GOAL OF THE EXERCISE: Scan the following material for the string "Tailwind" and copy each line in which it appears.

MATERIAL SHOWN:
- - - -

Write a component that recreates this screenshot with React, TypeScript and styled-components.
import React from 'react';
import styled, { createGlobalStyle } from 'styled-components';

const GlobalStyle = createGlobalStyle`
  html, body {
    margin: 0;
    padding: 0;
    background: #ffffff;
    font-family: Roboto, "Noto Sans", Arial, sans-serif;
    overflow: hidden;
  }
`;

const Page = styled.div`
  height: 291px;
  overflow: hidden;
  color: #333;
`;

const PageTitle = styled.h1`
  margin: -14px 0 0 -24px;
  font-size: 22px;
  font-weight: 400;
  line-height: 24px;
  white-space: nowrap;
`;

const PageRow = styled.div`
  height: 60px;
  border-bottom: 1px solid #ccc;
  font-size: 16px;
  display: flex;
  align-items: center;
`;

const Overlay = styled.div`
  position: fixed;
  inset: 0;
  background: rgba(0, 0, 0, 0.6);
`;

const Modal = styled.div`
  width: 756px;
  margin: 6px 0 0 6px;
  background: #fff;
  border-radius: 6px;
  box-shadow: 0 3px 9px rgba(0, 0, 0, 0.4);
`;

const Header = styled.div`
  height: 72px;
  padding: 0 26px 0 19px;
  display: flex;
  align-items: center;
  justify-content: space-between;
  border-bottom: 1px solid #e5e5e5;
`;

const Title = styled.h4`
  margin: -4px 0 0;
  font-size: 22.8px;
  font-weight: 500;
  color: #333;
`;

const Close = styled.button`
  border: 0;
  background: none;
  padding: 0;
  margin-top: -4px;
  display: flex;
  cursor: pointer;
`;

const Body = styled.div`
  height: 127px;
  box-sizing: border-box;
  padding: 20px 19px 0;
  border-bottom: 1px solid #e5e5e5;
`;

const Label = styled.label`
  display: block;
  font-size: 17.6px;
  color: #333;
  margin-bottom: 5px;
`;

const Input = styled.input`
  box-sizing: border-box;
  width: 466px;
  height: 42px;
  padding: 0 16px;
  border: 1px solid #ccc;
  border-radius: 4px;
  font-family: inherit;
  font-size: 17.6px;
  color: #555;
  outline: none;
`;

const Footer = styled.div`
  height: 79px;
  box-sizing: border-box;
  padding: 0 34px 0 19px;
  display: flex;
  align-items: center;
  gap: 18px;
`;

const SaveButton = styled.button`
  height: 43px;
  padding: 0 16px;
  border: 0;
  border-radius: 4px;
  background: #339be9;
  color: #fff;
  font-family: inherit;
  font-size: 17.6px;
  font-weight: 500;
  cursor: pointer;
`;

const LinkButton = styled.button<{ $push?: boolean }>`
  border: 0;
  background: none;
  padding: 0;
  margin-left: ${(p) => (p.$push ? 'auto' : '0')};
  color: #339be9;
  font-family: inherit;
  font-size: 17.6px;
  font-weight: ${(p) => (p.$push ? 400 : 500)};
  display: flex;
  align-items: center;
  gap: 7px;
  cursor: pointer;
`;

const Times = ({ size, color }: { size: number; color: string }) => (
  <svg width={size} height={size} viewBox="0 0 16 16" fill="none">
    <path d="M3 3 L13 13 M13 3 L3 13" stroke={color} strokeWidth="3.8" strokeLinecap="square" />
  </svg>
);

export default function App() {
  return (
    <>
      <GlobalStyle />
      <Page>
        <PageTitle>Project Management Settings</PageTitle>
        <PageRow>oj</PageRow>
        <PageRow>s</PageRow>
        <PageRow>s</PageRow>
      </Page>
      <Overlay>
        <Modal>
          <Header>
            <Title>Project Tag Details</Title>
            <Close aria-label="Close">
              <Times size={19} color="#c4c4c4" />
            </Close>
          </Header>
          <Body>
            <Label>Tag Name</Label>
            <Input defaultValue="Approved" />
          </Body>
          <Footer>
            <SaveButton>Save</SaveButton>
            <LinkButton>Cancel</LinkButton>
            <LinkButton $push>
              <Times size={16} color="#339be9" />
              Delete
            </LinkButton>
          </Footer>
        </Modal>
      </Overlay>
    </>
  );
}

- - - -

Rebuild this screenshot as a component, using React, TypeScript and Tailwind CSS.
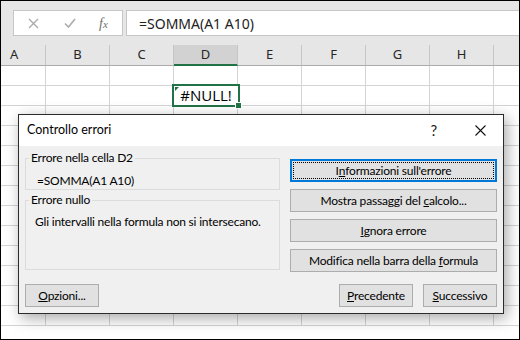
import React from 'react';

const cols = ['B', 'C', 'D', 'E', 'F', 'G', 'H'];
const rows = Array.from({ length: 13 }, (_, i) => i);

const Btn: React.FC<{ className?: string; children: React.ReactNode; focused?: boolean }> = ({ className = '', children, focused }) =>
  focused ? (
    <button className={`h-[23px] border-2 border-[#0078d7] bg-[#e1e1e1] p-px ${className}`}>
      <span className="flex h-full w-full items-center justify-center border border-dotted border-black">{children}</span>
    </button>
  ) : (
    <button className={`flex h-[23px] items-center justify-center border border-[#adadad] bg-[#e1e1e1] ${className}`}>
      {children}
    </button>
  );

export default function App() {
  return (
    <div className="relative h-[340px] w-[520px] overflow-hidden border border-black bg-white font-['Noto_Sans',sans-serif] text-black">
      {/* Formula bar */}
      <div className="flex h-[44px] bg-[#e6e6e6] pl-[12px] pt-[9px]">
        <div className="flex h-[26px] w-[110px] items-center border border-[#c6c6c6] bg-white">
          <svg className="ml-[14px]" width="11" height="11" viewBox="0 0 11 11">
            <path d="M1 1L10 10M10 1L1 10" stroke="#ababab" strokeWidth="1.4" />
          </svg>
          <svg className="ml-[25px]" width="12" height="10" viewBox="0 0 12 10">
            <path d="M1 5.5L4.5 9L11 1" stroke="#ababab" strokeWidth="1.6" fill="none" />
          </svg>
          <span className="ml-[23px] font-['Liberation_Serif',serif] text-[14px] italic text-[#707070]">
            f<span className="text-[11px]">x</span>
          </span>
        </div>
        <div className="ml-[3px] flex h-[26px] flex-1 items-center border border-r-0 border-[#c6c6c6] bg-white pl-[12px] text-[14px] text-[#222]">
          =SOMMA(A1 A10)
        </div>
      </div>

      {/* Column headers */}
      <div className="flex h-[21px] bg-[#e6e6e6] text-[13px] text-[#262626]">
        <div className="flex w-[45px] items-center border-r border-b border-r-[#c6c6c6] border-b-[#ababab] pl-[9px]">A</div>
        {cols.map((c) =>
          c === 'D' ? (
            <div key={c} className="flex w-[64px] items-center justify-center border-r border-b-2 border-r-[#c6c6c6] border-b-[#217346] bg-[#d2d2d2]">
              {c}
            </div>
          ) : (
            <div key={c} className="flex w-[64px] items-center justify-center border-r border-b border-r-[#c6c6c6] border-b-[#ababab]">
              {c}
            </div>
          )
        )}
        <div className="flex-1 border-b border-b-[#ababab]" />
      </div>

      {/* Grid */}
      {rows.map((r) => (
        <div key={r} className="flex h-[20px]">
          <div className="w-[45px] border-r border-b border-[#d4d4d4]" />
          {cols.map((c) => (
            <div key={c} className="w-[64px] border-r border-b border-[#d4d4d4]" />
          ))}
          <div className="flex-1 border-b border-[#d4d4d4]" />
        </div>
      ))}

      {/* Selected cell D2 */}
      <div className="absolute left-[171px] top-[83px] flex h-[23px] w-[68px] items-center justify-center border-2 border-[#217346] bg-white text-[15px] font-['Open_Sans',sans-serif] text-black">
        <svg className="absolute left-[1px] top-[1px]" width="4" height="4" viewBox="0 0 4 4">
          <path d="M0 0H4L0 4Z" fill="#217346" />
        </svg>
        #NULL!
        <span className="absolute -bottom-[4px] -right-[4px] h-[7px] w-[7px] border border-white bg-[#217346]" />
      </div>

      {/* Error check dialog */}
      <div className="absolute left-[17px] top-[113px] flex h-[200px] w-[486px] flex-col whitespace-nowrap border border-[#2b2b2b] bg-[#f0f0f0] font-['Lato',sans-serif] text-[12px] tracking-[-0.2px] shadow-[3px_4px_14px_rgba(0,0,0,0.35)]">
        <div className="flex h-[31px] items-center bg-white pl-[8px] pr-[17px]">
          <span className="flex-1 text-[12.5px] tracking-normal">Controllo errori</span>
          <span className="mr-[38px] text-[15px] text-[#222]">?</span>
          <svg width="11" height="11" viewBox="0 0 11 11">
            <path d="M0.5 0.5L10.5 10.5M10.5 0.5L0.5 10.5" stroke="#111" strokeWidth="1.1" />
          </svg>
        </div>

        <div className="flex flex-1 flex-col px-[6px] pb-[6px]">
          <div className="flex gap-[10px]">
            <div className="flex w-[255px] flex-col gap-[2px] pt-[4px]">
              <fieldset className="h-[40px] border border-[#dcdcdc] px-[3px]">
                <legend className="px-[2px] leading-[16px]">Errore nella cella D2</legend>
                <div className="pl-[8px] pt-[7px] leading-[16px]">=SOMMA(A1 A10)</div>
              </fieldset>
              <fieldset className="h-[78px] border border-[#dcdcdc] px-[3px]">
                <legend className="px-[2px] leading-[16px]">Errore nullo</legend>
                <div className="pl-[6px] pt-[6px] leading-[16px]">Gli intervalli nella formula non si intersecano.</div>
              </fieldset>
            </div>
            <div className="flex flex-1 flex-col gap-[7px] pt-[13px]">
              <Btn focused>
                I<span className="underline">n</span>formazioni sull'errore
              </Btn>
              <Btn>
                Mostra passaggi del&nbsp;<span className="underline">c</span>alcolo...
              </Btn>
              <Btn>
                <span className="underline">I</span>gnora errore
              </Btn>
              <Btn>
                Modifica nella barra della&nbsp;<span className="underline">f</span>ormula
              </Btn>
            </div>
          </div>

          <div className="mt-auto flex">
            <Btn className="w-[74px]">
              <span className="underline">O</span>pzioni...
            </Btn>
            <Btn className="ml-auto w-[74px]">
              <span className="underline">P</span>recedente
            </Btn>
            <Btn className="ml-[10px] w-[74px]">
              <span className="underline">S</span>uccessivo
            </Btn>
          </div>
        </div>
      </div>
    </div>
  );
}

- - - -

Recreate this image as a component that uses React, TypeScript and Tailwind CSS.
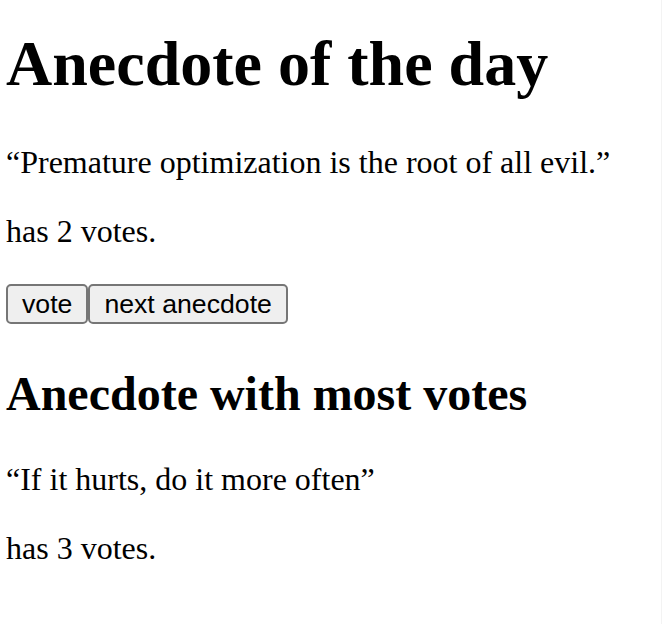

- - - -

FINISHED EXERCISE:
Rebuild this screenshot as a component, using React, TypeScript and Tailwind CSS.
Recreate this image as a component that uses React, TypeScript and Tailwind CSS.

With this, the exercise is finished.